Active Server CommsMgr Logs
The queue on the active server is used to store intercepted data prior to sending across the channel to the passive server. Queue build-ups here indicate communication problems with the Secondary server, or insufficient bandwidth for the data being replicated. The queue stats are displayed in the Neverfail Heartbeat Management Client on the System -> Status & Control tab.
These updates are stored in memory or to disk in the default location (c:\neverfail\r2\log). The maximum size on disk is configurable, MaxDiskUsage, is by default 1GB on v6.0 and earlier and 10 GB on v6.2 and later. Both these settings can be configured via Configure Server wizard when Neverfail Heartbeat has been stopped.
The queue will be written out to disk if the active server is replicating and:
- The passive server was never connected.
- The channel suddenly disconnects and the configured number of heartbeats is very large.
In either case, the following could happen:
- The MaxDiskUsage will be reached; an alert NFChannelExceededMaxDiskUsageException will be logged.
"Exception in CommsMgr [L9] Exceeded the maximum disk usage(NFChannelExceeded MaxDiskUsageException)"
- If available space on the drive is less than the MaxDiskUsage then NFChannelIOException will be logged.

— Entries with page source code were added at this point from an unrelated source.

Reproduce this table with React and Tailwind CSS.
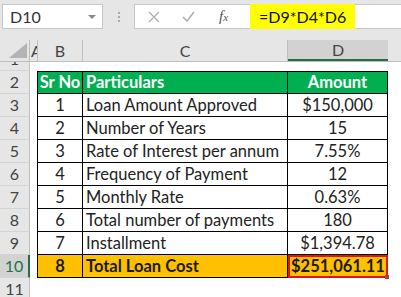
import React from "react";

const rows = [
  { n: 3, sr: "1", label: "Loan Amount Approved", amount: "$150,000" },
  { n: 4, sr: "2", label: "Number of Years", amount: "15" },
  { n: 5, sr: "3", label: "Rate of Interest per annum", amount: "7.55%" },
  { n: 6, sr: "4", label: "Frequency of Payment", amount: "12" },
  { n: 7, sr: "5", label: "Monthly Rate", amount: "0.63%" },
  { n: 8, sr: "6", label: "Total number of payments", amount: "180" },
  { n: 9, sr: "7", label: "Installment", amount: "$1,394.78" },
];

const RowHead = ({ n, selected }) => (
  <div
    className={
      "w-[30px] shrink-0 flex items-center justify-center border-b border-[#d4d4d4] text-[16px] " +
      (selected
        ? "bg-[#d2d2d2] text-[#217346] border-r-2 border-r-[#217346]"
        : "bg-[#e6e6e6] text-[#444] border-r border-r-[#bfbfbf]")
    }
  >
    {n}
  </div>
);

export default function App() {
  return (
    <div
      className="w-[401px] h-[297px] overflow-hidden bg-white text-[16.5px] text-[#222]"
      style={{ fontFamily: "Lato, 'Liberation Sans', sans-serif" }}
    >
      {/* formula bar */}
      <div className="h-[40px] bg-[#e6e6e6] flex items-start pt-[4px] pl-[2px] text-[16px]">
        <div className="w-[101px] h-[25px] bg-white border border-[#c6c6c6] flex items-center justify-between pl-[7px] pr-[6px]">
          <span className="text-[#333]">D10</span>
          <span className="w-0 h-0 border-l-[4px] border-r-[4px] border-t-[4px] border-l-transparent border-r-transparent border-t-[#888]" />
        </div>
        <div className="w-[31px] h-[25px] flex flex-col items-center justify-center gap-[2px]">
          <span className="w-[2px] h-[2px] bg-[#aaa]" />
          <span className="w-[2px] h-[2px] bg-[#aaa]" />
          <span className="w-[2px] h-[2px] bg-[#aaa]" />
        </div>
        <div className="flex-1 h-[25px] bg-white border border-[#c6c6c6] border-r-0 flex items-center">
          <div className="w-[115px] flex items-center pl-[13px]">
            <svg width="12" height="12" viewBox="0 0 12 12">
              <path d="M1 1L11 11M11 1L1 11" stroke="#b0b0b0" strokeWidth="1.3" />
            </svg>
            <svg className="ml-[22px]" width="13" height="11" viewBox="0 0 13 11">
              <path d="M1 6L5 10L12 1" stroke="#b0b0b0" strokeWidth="1.6" fill="none" />
            </svg>
            <span
              className="ml-[24px] italic text-[#555] text-[15px]"
              style={{ fontFamily: "'Liberation Serif', serif" }}
            >
              f<span className="text-[11px]">x</span>
            </span>
          </div>
          <div className="h-[25px] bg-[#ffff00] flex items-center px-[9px] text-[#111]">
            =D9*D4*D6
          </div>
        </div>
      </div>

      {/* column headers */}
      <div className="flex h-[22px] bg-[#e6e6e6] text-[#444] border-b border-[#bfbfbf] text-[16px]">
        <div className="w-[30px] shrink-0 relative border-r border-[#bfbfbf]">
          <svg className="absolute right-[2px] bottom-[3px]" width="18" height="15" viewBox="0 0 18 15">
            <path d="M18 0L18 15L0 15Z" fill="#b4b4b4" />
          </svg>
        </div>
        <div className="w-[8px] shrink-0 border-r border-[#bfbfbf] overflow-hidden flex items-center pl-[1px]">A</div>
        <div className="w-[45px] shrink-0 border-r border-[#bfbfbf] flex items-center justify-center">B</div>
        <div className="w-[205px] shrink-0 border-r border-[#bfbfbf] flex items-center justify-center">C</div>
        <div className="w-[100px] shrink-0 bg-[#d2d2d2] border-b-2 border-[#217346] flex items-center justify-center">D</div>
        <div className="flex-1" />
      </div>

      {/* row 1, mostly scrolled away */}
      <div className="flex h-[9px]">
        <div className="w-[30px] shrink-0 bg-[#e6e6e6] border-r border-[#bfbfbf] border-b border-b-[#d4d4d4] overflow-hidden">
          <div className="h-[23px] -mt-[15px] flex items-center justify-center text-[#444] text-[16px]">1</div>
        </div>
      </div>

      {/* row 2: table header */}
      <div className="flex h-[23px]">
        <RowHead n={2} />
        <div className="w-[7px] shrink-0" />
        <div className="w-[46px] shrink-0 bg-[#00b050] text-white font-bold border border-black flex items-center justify-center">
          Sr No
        </div>
        <div className="w-[205px] shrink-0 bg-[#00b050] text-white font-bold border-y border-r border-black flex items-center pl-[3px]">
          Particulars
        </div>
        <div className="w-[100px] shrink-0 bg-[#00b050] text-white font-bold border-y border-r border-black flex items-center justify-center">
          Amount
        </div>
      </div>

      {rows.map((r) => (
        <div key={r.n} className="flex h-[23px]">
          <RowHead n={r.n} />
          <div className="w-[7px] shrink-0" />
          <div className="w-[46px] shrink-0 border-x border-b border-black flex items-center justify-center">
            {r.sr}
          </div>
          <div className="w-[205px] shrink-0 border-r border-b border-black flex items-center pl-[3px]">
            {r.label}
          </div>
          <div className="w-[100px] shrink-0 border-r border-b border-black flex items-center justify-center">
            {r.amount}
          </div>
        </div>
      ))}

      {/* row 10: total */}
      <div className="flex h-[23px]">
        <RowHead n={10} selected />
        <div className="w-[7px] shrink-0" />
        <div className="w-[46px] shrink-0 bg-[#ffc000] font-bold text-[#1a1a1a] border-x border-b border-black flex items-center justify-center">
          8
        </div>
        <div className="w-[205px] shrink-0 bg-[#ffc000] font-bold text-[#1a1a1a] border-r border-b border-black flex items-center pl-[3px]">
          Total Loan Cost
        </div>
        <div className="w-[100px] shrink-0 relative bg-[#ffc000] font-bold text-[#1a1a1a] border-[2px] border-[#e0141c] flex items-center justify-center">
          $251,061.11
          <span className="absolute -right-[3px] -bottom-[3px] w-[4px] h-[4px] bg-[#c0392b]" />
        </div>
      </div>

      {/* row 11 */}
      <div className="flex h-[23px]">
        <RowHead n={11} />
      </div>
    </div>
  );
}
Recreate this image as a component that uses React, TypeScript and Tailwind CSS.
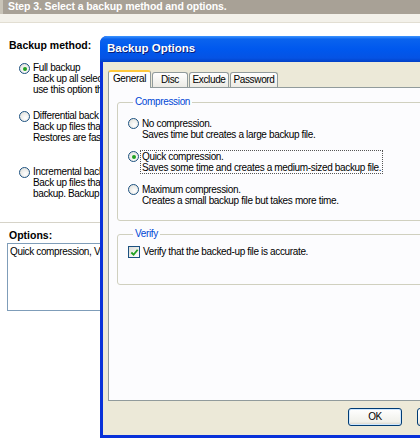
import React from 'react';

const Radio = ({ checked = false }: { checked?: boolean }) => (
  <span className="flex h-[11px] w-[11px] shrink-0 items-center justify-center rounded-full border border-[#1c5180] bg-[radial-gradient(circle_at_60%_65%,#ffffff,#dcdcd6)]">
    {checked && <span className="h-[4px] w-[4px] rounded-full bg-[#21a121]" />}
  </span>
);

const Checkbox = () => (
  <span className="flex h-[12px] w-[12px] shrink-0 items-center justify-center border border-[#1c5180] bg-[linear-gradient(135deg,#dcdcd6,#ffffff)]">
    <svg viewBox="0 0 10 10" className="h-[9px] w-[9px]">
      <path d="M1.5 5 L4 7.5 L8.5 2" fill="none" stroke="#21a121" strokeWidth="2" />
    </svg>
  </span>
);

const MethodOption = ({ label, lines, checked }: { label: string; lines: string[]; checked?: boolean }) => (
  <div className="flex items-start gap-[3px] pl-[19px]">
    <div className="pt-[1px]">
      <Radio checked={checked} />
    </div>
    <div className="leading-[11px]">
      <div>{label}</div>
      {lines.map((l) => (
        <div key={l}>{l}</div>
      ))}
    </div>
  </div>
);

const CompressionOption = ({ title, desc, checked }: { title: string; desc: string; checked?: boolean }) => (
  <div className="flex items-start gap-[1px]">
    <div className="pt-[1px]">
      <Radio checked={checked} />
    </div>
    <div
      className={
        checked
          ? 'border border-dotted border-[#555] px-[1px] leading-[11px]'
          : 'border border-transparent px-[1px] leading-[11px]'
      }
    >
      <div>{title}</div>
      <div>{desc}</div>
    </div>
  </div>
);

const Tab = ({ label, active, width }: { label: string; active?: boolean; width: string }) =>
  active ? (
    <div className={`relative z-10 -mb-[1px] rounded-t-[3px] border-x border-t-2 border-x-[#919b9c] border-t-[#ffc83c] bg-[#fcfcfe] pb-[3px] pt-[1px] text-center leading-[12px] ${width}`}>
      {label}
    </div>
  ) : (
    <div className={`mt-[2px] rounded-t-[3px] border-x border-t border-[#919b9c] bg-[linear-gradient(#ffffff,#ecebe5)] pb-[1px] pt-[1px] text-center leading-[12px] ${width}`}>
      {label}
    </div>
  );

export default function App() {
  return (
    <div className="relative h-[438px] w-[420px] overflow-hidden bg-white font-['Liberation_Sans',Arial,sans-serif] text-[10px] tracking-[-0.35px] text-black">
      {/* wizard page behind */}
      <div className="flex h-[14px] items-center border-l-[3px] border-[#c9c4b8] bg-[#a8a196] pl-[5px] text-[10.5px] font-bold tracking-[-0.1px] text-white">
        Step 3. Select a backup method and options.
      </div>
      <div className="h-[9px] border-b border-[#e2ded2] bg-[#f3f1ea]" />

      <div className="w-[101px] overflow-hidden whitespace-nowrap">
        <div className="pl-[9px] pt-[16px] text-[10.5px] font-bold leading-[12px] tracking-[0px]">Backup method:</div>

        <div className="mt-[11px] flex flex-col">
          <MethodOption checked label="Full backup" lines={['Back up all selec', 'use this option th']} />
          <div className="h-[15px]" />
          <MethodOption label="Differential back" lines={['Back up files tha', 'Restores are fas']} />
          <div className="h-[23px]" />
          <MethodOption label="Incremental back" lines={['Back up files tha', 'backup. Backup']} />
        </div>

        <div className="mt-[23px] h-px bg-[#d6d3c8]" />

        <div className="pl-[9px] pt-[6px] text-[10.5px] font-bold leading-[12px] tracking-[0px]">Options:</div>
        <div className="ml-[7px] mt-[2px] h-[68px] w-[140px] border border-[#7f9db9] px-[2px] pt-[2px] leading-[12px]">
          Quick compression, Ve
        </div>
      </div>

      {/* Backup Options dialog */}
      <div className="absolute left-[100px] top-[36px] flex h-[402px] w-[340px] flex-col overflow-hidden rounded-t-[7px] bg-[#0831d9]">
        <div className="flex h-[26px] shrink-0 items-center bg-[linear-gradient(#3d95ff_0%,#0a63ee_12%,#0058ee_50%,#0553e4_85%,#0340c6_100%)] pl-[7px] text-[11.5px] font-bold tracking-[0px] text-white [text-shadow:1px_1px_0_#0a1e78]">
          Backup Options
        </div>
        <div className="mx-[3px] mb-[3px] flex flex-1 flex-col bg-[#ece9d8] px-[5px] pt-[8px]">
          <div className="flex items-end gap-[1px]">
            <Tab active label="General" width="w-[43px]" />
            <Tab label="Disc" width="w-[36px]" />
            <Tab label="Exclude" width="w-[40px]" />
            <Tab label="Password" width="w-[48px]" />
          </div>
          <div className="h-[314px] border border-[#919b9c] bg-[#fcfcfe] px-[8px] pt-[9px]">
            <fieldset className="h-[124px] rounded-[3px] border border-[#d0d0bf] px-[10px] pt-[10px]">
              <legend className="ml-[5px] px-[2px] text-[10px] leading-[10px] text-[#0046d5]">Compression</legend>
              <div className="flex flex-col gap-[9px]">
                <CompressionOption title="No compression." desc="Saves time but creates a large backup file." />
                <CompressionOption checked title="Quick compression." desc="Saves some time and creates a medium-sized backup file." />
                <CompressionOption title="Maximum compression." desc="Creates a small backup file but takes more time." />
              </div>
            </fieldset>
            <fieldset className="mt-[8px] h-[56px] rounded-[3px] border border-[#d0d0bf] px-[10px] pt-[7px]">
              <legend className="ml-[5px] px-[2px] text-[10px] leading-[10px] text-[#0046d5]">Verify</legend>
              <div className="flex items-center gap-[3px]">
                <Checkbox />
                <span className="leading-[12px]">Verify that the backed-up file is accurate.</span>
              </div>
            </fieldset>
          </div>
          <div className="flex gap-[15px] pl-[240px] pt-[7px]">
            <button className="h-[18px] w-[54px] shrink-0 rounded-[3px] border border-[#003c74] bg-[linear-gradient(#ffffff,#f0f0ea_80%,#d6d0c5)] text-[10px] leading-[16px] shadow-[inset_0_0_0_1px_#cee7ff]">
              OK
            </button>
            <button className="h-[18px] w-[54px] shrink-0 rounded-[3px] border border-[#003c74] bg-[linear-gradient(#ffffff,#f0f0ea_80%,#d6d0c5)] text-[10px] leading-[16px]">
              Cancel
            </button>
          </div>
        </div>
      </div>
    </div>
  );
}
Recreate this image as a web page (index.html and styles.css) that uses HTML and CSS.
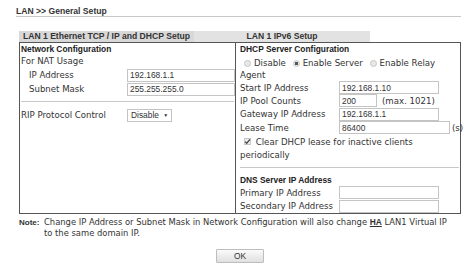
FILE: index.html
```html
<!DOCTYPE html>
<html lang="en">
<head>
    <meta charset="UTF-8">
    <title>LAN General Setup</title>
    <link rel="stylesheet" href="styles.css">
</head>
<body>
    <div class="page">
        <div class="title">LAN &gt;&gt; General Setup</div>

        <!-- Tabs -->
        <div class="tabs">
            <div class="tab active">LAN 1 Ethernet TCP / IP and DHCP Setup</div>
            <div class="tab">LAN 1 IPv6 Setup</div>
        </div>

        <div class="panel">
            <!-- Network Configuration -->
            <div class="col col-left">
                <div class="head">Network Configuration</div>
                <div class="line">For NAT Usage</div>
                <div class="row indent">
                    <label>IP Address</label>
                    <input type="text" class="field wide" value="192.168.1.1">
                </div>
                <div class="row indent">
                    <label>Subnet Mask</label>
                    <input type="text" class="field wide" value="255.255.255.0">
                </div>
                <div class="sep"></div>
                <div class="row">
                    <label>RIP Protocol Control</label>
                    <span class="select">Disable <span class="arrow">&#9660;</span></span>
                </div>
            </div>

            <!-- DHCP Server Configuration -->
            <div class="col col-right">
                <div class="head">DHCP Server Configuration</div>
                <div class="radios">
                    <span class="radio"></span>Disable
                    <span class="radio on"></span>Enable Server
                    <span class="radio"></span>Enable Relay<br>Agent
                </div>
                <div class="row">
                    <label>Start IP Address</label>
                    <input type="text" class="field" value="192.168.1.10">
                </div>
                <div class="row">
                    <label>IP Pool Counts</label>
                    <span><input type="text" class="field short" value="200"><span class="hint">(max. 1021)</span></span>
                </div>
                <div class="row">
                    <label>Gateway IP Address</label>
                    <input type="text" class="field" value="192.168.1.1">
                </div>
                <div class="row">
                    <label>Lease Time</label>
                    <span class="nowrap"><input type="text" class="field lease" value="86400"><span class="unit">(s)</span></span>
                </div>
                <div class="check-line">
                    <span class="check"><svg viewBox="0 0 8 8" width="7" height="7"><path d="M1.2 4.2 L3.1 6 L6.8 1.6" fill="none" stroke="#444" stroke-width="1.4"/></svg></span>
                    Clear DHCP lease for inactive clients<br>periodically
                </div>
                <div class="sep"></div>
                <div class="head">DNS Server IP Address</div>
                <div class="row">
                    <label>Primary IP Address</label>
                    <input type="text" class="field" value="">
                </div>
                <div class="row">
                    <label>Secondary IP Address</label>
                    <input type="text" class="field" value="">
                </div>
            </div>
        </div>

        <div class="note">
            <span class="note-label">Note:</span>
            <p class="note-text">Change IP Address or Subnet Mask in Network Configuration will also change <u class="ha">HA</u> LAN1 Virtual IP<br>to the same domain IP.</p>
        </div>

        <div class="actions">
            <button class="btn">OK</button>
        </div>
    </div>
</body>
</html>
```

FILE: styles.css
```css
* {
    box-sizing: border-box;
    margin: 0;
    padding: 0;
}

body {
    background: #fff;
    color: #333;
    font-family: 'DejaVu Sans', Verdana, sans-serif;
    font-size: 8.6px;
}

.page {
    padding: 6px 13px 0 16px;
}

.title {
    font-family: 'Liberation Sans', Arial, sans-serif;
    font-weight: bold;
    font-size: 8.6px;
    color: #333;
    line-height: 10px;
    border-bottom: 1px solid #c8c8c8;
}

.tabs {
    display: flex;
    margin: 14px 0 0 3px;
}

.tab {
    font-family: 'Liberation Sans', Arial, sans-serif;
    font-weight: bold;
    font-size: 8.6px;
    color: #333;
    height: 11px;
    line-height: 11px;
    text-align: center;
    background: #e2e2e2;
    width: 176px;
}

.tab.active {
    background: #d8d8d8;
    width: 175px;
}

.panel {
    display: flex;
    margin-left: 3px;
    border: 1px solid #555;
    height: 172px;
}

.col {
    display: flex;
    flex-direction: column;
}

.col-left {
    width: 216px;
    padding-left: 1px;
    border-right: 1px solid #555;
}

.col-right {
    flex: 1;
    min-width: 0;
    padding-left: 4px;
}

.head {
    font-family: 'Liberation Sans', Arial, sans-serif;
    font-weight: bold;
    font-size: 8.4px;
    color: #222;
    line-height: 12px;
}

.line {
    line-height: 13px;
}

.row {
    display: flex;
    align-items: center;
    height: 14px;
}

.row label {
    width: 106px;
    flex: none;
}

.col-right .row label {
    width: 99px;
}

.indent label {
    padding-left: 8px;
}

.nowrap {
    white-space: nowrap;
}

.field {
    font-family: 'Liberation Sans', Arial, sans-serif;
    font-size: 8.4px;
    color: #333;
    height: 13px;
    width: 100px;
    padding: 0 2px;
    border: 1px solid #c4c4c4;
    background: #fff;
}

.field.wide {
    width: 108px;
}

.field.short {
    width: 38px;
}

.field.lease {
    width: 111px;
}

.hint {
    margin-left: 5px;
}

.unit {
    margin-left: 2px;
}

.sep {
    border-top: 1px solid #c8c8c8;
    margin: 5px 1px 6px 0;
}

.select {
    font-family: 'Liberation Sans', Arial, sans-serif;
    font-size: 8.4px;
    display: inline-block;
    height: 13px;
    line-height: 11px;
    padding: 0 3px;
    border: 1px solid #c4c4c4;
    background: #fff;
    color: #333;
}

.arrow {
    font-size: 5px;
    vertical-align: 1px;
    margin-left: 2px;
}

.radios {
    line-height: 12px;
    padding-top: 2px;
}

.radio {
    display: inline-block;
    width: 7px;
    height: 7px;
    margin: 0 3px 0 4px;
    border-radius: 50%;
    border: 1px solid #c6c6c6;
    background: #e8e8e8;
    vertical-align: -1px;
}

.radio.on {
    background: radial-gradient(circle, #555 0 1.6px, #e8e8e8 2px);
}

.check-line {
    line-height: 13px;
    padding: 2px 0 0;
}

.check {
    display: inline-block;
    width: 7px;
    height: 7px;
    margin-left: 4px;
    margin-right: 2px;
    border: 1px solid #c6c6c6;
    background: #eee;
    position: relative;
}

.check svg {
    position: absolute;
    left: -1px;
    top: -1px;
}

.note {
    display: flex;
    margin: 3px 0 0 3px;
    font-size: 8.4px;
    line-height: 11px;
}

.note-label {
    font-family: 'Liberation Sans', Arial, sans-serif;
    font-weight: bold;
    font-size: 8px;
    width: 25px;
    flex: none;
}

.ha {
    font-family: 'Liberation Sans', Arial, sans-serif;
    font-weight: bold;
}

.actions {
    text-align: center;
    margin-top: 10px;
    padding-left: 3px;
}

.btn {
    font-family: 'Liberation Sans', Arial, sans-serif;
    font-size: 8.4px;
    color: #333;
    width: 48px;
    height: 14px;
    border: 1px solid #bdbdbd;
    border-radius: 1px;
    background: linear-gradient(#fafafa, #e0e0e0);
}
```
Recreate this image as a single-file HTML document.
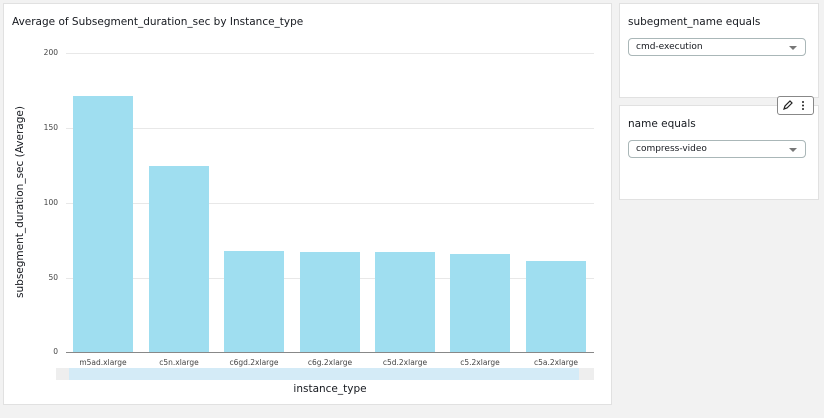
<html><head><style>
body{margin:0;width:824px;height:418px;background:#f2f2f2;font-family:"DejaVu Sans","Liberation Sans",sans-serif;position:relative;overflow:hidden;color:#16191f}
.p{position:absolute;background:#fff;border:1px solid #e1e1e1}
.t{position:absolute;font-size:11px;white-space:nowrap}
.bar{position:absolute;background:#9fdef0;bottom:66px;width:60px}
.g{position:absolute;left:66px;width:528px;height:1px;background:#e8e8e8}
.yl{position:absolute;font-size:7.5px;color:#444;width:30px;text-align:right;left:28px}
.xl{position:absolute;top:358px;font-size:7.5px;color:#444;width:76px;text-align:center}
.sel{position:absolute;left:8px;width:178px;height:18px;border:1px solid #aab7b8;border-radius:4px;font-size:9px;line-height:17px;padding-left:7px;box-sizing:border-box}
.sel:after{content:"";position:absolute;right:8px;top:7px;border:4px solid transparent;border-top:4px solid #777;border-bottom:0}
</style></head><body>
<div class="p" style="left:3px;top:3px;width:607px;height:400px"></div>
<div class="t" style="left:12px;top:16px;font-size:10.5px">Average of Subsegment_duration_sec by Instance_type</div>
<div class="g" style="top:53px"></div><div class="g" style="top:128px"></div><div class="g" style="top:203px"></div><div class="g" style="top:278px"></div>
<div class="yl" style="top:48px">200</div><div class="yl" style="top:123px">150</div><div class="yl" style="top:198px">100</div><div class="yl" style="top:273px">50</div><div class="yl" style="top:347px">0</div>
<div class="t" style="left:-80px;top:196px;width:200px;text-align:center;transform:rotate(-90deg);font-size:10.5px">subsegment_duration_sec (Average)</div>
<div class="bar" style="left:73px;top:96px"></div>
<div class="bar" style="left:149px;top:166px"></div>
<div class="bar" style="left:224px;top:251px"></div>
<div class="bar" style="left:300px;top:252px"></div>
<div class="bar" style="left:375px;top:252px"></div>
<div class="bar" style="left:450px;top:254px"></div>
<div class="bar" style="left:526px;top:261px"></div>
<div style="position:absolute;left:66px;top:352px;width:528px;height:1px;background:#888"></div>
<div class="xl" style="left:65px">m5ad.xlarge</div><div class="xl" style="left:141px">c5n.xlarge</div><div class="xl" style="left:216px">c6gd.2xlarge</div><div class="xl" style="left:292px">c6g.2xlarge</div><div class="xl" style="left:367px">c5d.2xlarge</div><div class="xl" style="left:442px">c5.2xlarge</div><div class="xl" style="left:518px">c5a.2xlarge</div>
<div style="position:absolute;left:56px;top:368px;width:538px;height:12px;background:#eee"></div>
<div style="position:absolute;left:69px;top:368px;width:510px;height:12px;background:#d4ebf7"></div>
<div class="t" style="left:260px;top:383px;width:140px;text-align:center;font-size:10.5px">instance_type</div>
<div class="p" style="left:619px;top:3px;width:198px;height:93px"><div class="t" style="left:8px;top:12px;font-size:10.5px">subegment_name equals</div><div class="sel" style="top:34px">cmd-execution</div></div>
<div class="p" style="left:619px;top:105px;width:198px;height:93px"><div class="t" style="left:8px;top:12px;font-size:10.5px">name equals</div><div class="sel" style="top:34px">compress-video</div></div>
<div style="position:absolute;left:777px;top:96px;width:35px;height:17px;background:#fff;border:1px solid #888;border-radius:3px">
<svg width="35" height="17" style="position:absolute;left:0;top:0"><path d="M6 12l1-3 5-5 2 2-5 5z" fill="none" stroke="#222" stroke-width="1.2"/><circle cx="25" cy="5" r="1" fill="#222"/><circle cx="25" cy="8.5" r="1" fill="#222"/><circle cx="25" cy="12" r="1" fill="#222"/></svg></div>
</body></html>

"Exception in CommsMgr [M4] Cannot open log file 2004-09-07-203.log(NFChannelCannotOpenIOException) because there is not enough space on the disk (IOException)"
In both these situations, Neverfail Heartbeat will:
- Cease to log updates to the data.
- Discard all existing logs.
- Upon channel reconnection, a NFChannelLostMessageEvent will be generated.
- A Full System Check will be initiated to get the system back in sync.
Passive Server CommsMgr Logs
When data is received on the passive server, it is stored in the passive server (safe) queue until Apply is ready to handle updating the protected file. Depending upon system load, this will either be in memory or to disk. Under normal operating conditions, this queue should remain small. The passive server (safe) queue stats are displayed in the Management Client on the System -> Status & Control tab.
A build up in the queue may indicate a problem applying updates to the protected files. Common causes are:
- Hardware / software problems with the disk subsystem.
- Under spec'd equipment, for example disk drives on the passive server are far slower than the active server disks.
- Applications running on the passive server blocking updates.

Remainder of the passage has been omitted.